From Boston to Brunswick, Georgia: The Perils of Jury Selection

Posted in: Criminal Law

From the Supreme Court to the county courthouse in Brunswick, Georgia, judges are struggling this week with how to select impartial juries in cases attracting massive pretrial publicity.

In Brunswick, jury selection is underway in the trial of three white men caught on cellphone video chasing and shooting to death Ahmaud Arbery, a 25-year-old Black man, who was out for a jog. Since the incriminating video was widely shown in a county of 85,000 residents, the task of finding twelve jurors who have an open mind about the defendants’ guilt or innocence will be difficult.

For guidance, trial judge Timothy Walmsley should turn to the Boston Marathon bomber case and this month’s argument before the Supreme Court on mistakes made during jury selection in that trial.

Judge Walmsley has expressed frustration at the slow pace of jury selection.
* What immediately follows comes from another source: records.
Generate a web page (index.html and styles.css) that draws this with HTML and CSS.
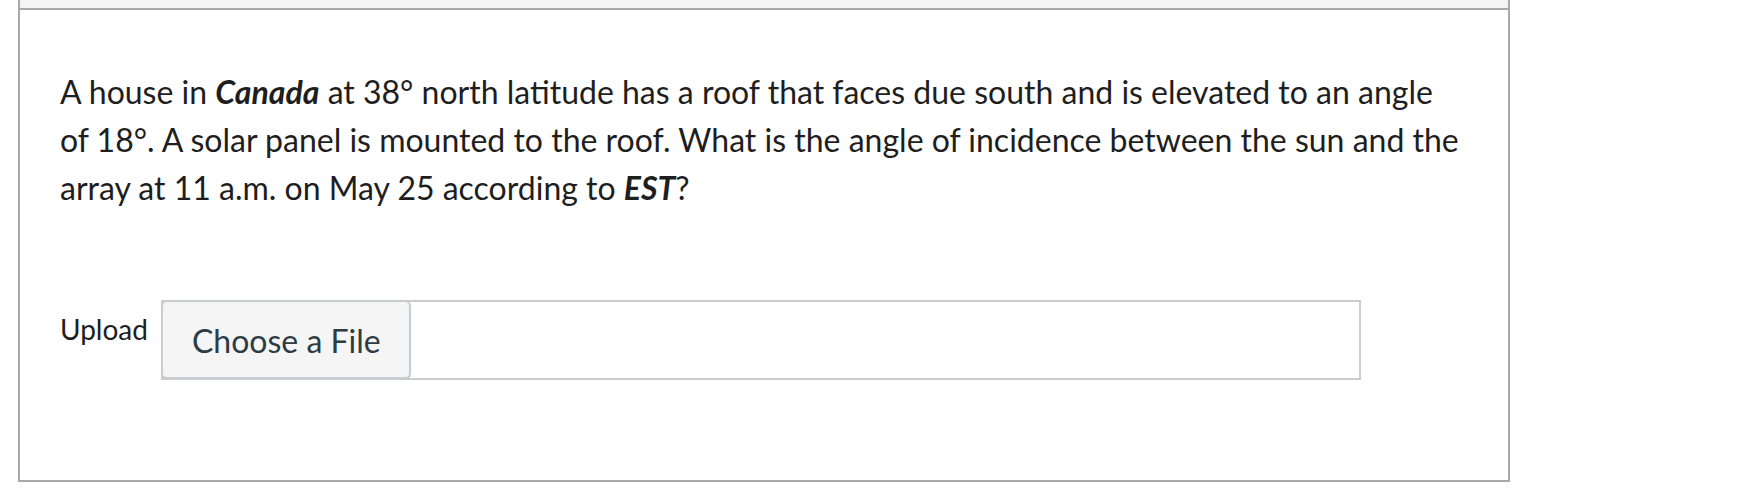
FILE: index.html
```html
<!DOCTYPE html>
<html lang="en">
<head>
<meta charset="utf-8">
<title>Question</title>
<link rel="stylesheet" href="styles.css">
</head>
<body>
<div class="question">
  <div class="question-header"></div>
  <div class="question-body">
    <p class="question-text">A house in <strong><em>Canada</em></strong> at 38° north latitude has a roof that faces due south and is elevated to an angle of 18°. A solar panel is mounted to the roof. What is the angle of incidence between the sun and the array at 11 a.m. on May 25 according to <strong><em>EST</em></strong>?</p>
    <div class="upload-row">
      <span class="upload-label">Upload</span>
      <div class="file-box">
        <span class="file-button">Choose a File</span>
      </div>
    </div>
  </div>
</div>
</body>
</html>
```

FILE: styles.css
```css
html, body {
  margin: 0;
  padding: 0;
  background: #ffffff;
}

body {
  font-family: Lato, "Noto Sans", sans-serif;
  color: #1e1e1e;
}

.question {
  margin-left: 18px;
  width: 1492px;
  border: 2px solid #a8a8a8;
  border-top: none;
  box-sizing: border-box;
}

.question-header {
  height: 8px;
  background: #f5f5f5;
  border-bottom: 2px solid #a8a8a8;
}

.question-body {
  padding: 58px 0 100px 40px;
}

.question-text {
  margin: 0;
  width: 1405px;
  font-size: 32px;
  line-height: 48px;
}

.question-text strong {
  font-weight: 700;
}

.upload-row {
  display: flex;
  align-items: flex-start;
  gap: 13px;
  margin-top: 88px;
}

.upload-label {
  font-size: 28px;
  line-height: 32px;
  padding-top: 13px;
  color: #1e1e1e;
}

.file-box {
  width: 1200px;
  height: 80px;
  box-sizing: border-box;
  border: 2px solid #c7cdd1;
  display: flex;
}

.file-button {
  margin: -2px 0 0 -2px;
  height: 80px;
  width: 250px;
  box-sizing: border-box;
  border: 2px solid #c7cdd1;
  border-bottom-width: 3px;
  border-radius: 6px;
  background: #f5f5f5;
  color: #2d3b45;
  font-size: 32px;
  display: flex;
  align-items: center;
  padding-left: 29px;
  padding-top: 2px;
}
```
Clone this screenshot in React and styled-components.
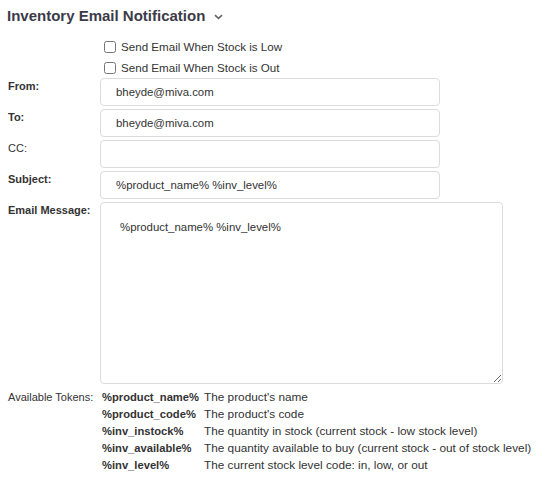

After four days of questioning last week, only 23 potential jurors have been found to be impartial in a case where the judge needs to identify at least 60 eligible jurors before the next steps of jury selection can proceed.

In high-profile cases, judges understandably feel trapped between a rock and a hard place. On the one hand, they could run a fool’s errand and search for that rare person who knows nothing about a case that mesmerized their neighbors.

But this would be looking for the veritable needle in a haystack. Worse, it would put persons on the jury who didn’t care enough to follow the lead stories of the day. For instance, one woman remains in the Arbery jury pool because she “goes out of my way not to read news or politics.”

On the other hand, Judge Walmsley could throw in the towel and let people who have seen the graphic video serve as jurors, so long as they make a perfunctory, boilerplate, and somewhat unbelievable promise that they can forget the video.

Georgia law permits persons who acknowledge having preconceived opinions about a case to make it onto the jury, so long as they recite the required magic words about still having an open mind.

But it doesn’t take a Ph.D. in psychology to recognize that persons can’t be trusted to certify their own impartiality. Some people might lie to get onto the jury. Others might be honest and yet blind to their own unconscious biases.

In the Boston Marathon bombing trial, the trial judge wrongly limited his examination of jurors to extracting the answer he wanted—“I am impartial.” On appeal, a federal appeals court threw out the marathon bomber’s death sentence, ruling that the judge should have done a more thorough job of screening for bias. The judge should have asked jurors for a specific recounting of what they saw or read in the news. Only after discovering exactly what sort of stories the Boston jurors were exposed to could the judge, and not the juror, have made a proper determination of whether someone who had seen this or that in the news could really put the publicity aside.

The Supreme Court is now deciding whether to uphold the appellate court’s ruling. Until that decision comes down, prudence requires the Arbery trial judge to go the extra mile in grilling jurors, no matter how long it takes. Did they see the cellphone video? Did they read about it? Did they discuss it with family and friends? What exactly did they see or hear in the video? Did they hear shotgun blasts and if so, how many? Did they see Mr. Arbery entering a house under construction on the street? Did they read that there had been break-ins on the block?

Questioning jurors for bias is a delicate matter. For instance, the judge has ruled that jurors should not learn of Mr. Arbery’s minor criminal record, for shoplifting and for bringing a gun to high school. So, the judge must avoid asking questions that inadvertently alert jurors to Mr. Arbery’s record. But he needs to ask open-ended questions (“What have you learned about Mr. Arbery from the media?”) that might lead a juror to volunteer having heard of Mr. Arbery’s priors.

On the other side, the judge is considering a defense motion to exclude photos of a vanity license plate on one of the defendant’s trucks that featured the Confederate flag. The judge doesn’t want to ask questions that let the cat out of the bag, but he does want to probe for whether jurors might already know of evidence he intends to exclude.

If the cellphone video captures what it appears to, these men should be convicted and punished severely. But Judge Warmsley should not commit the mistake that occurred in the Boston Marathon trial—speeding up jury selection to convict obviously guilty defendants, only to have the sentence thrown out on appeal. That would be to save time now only to waste it later, forcing victims, witnesses, and the community to live through traumatic events twice.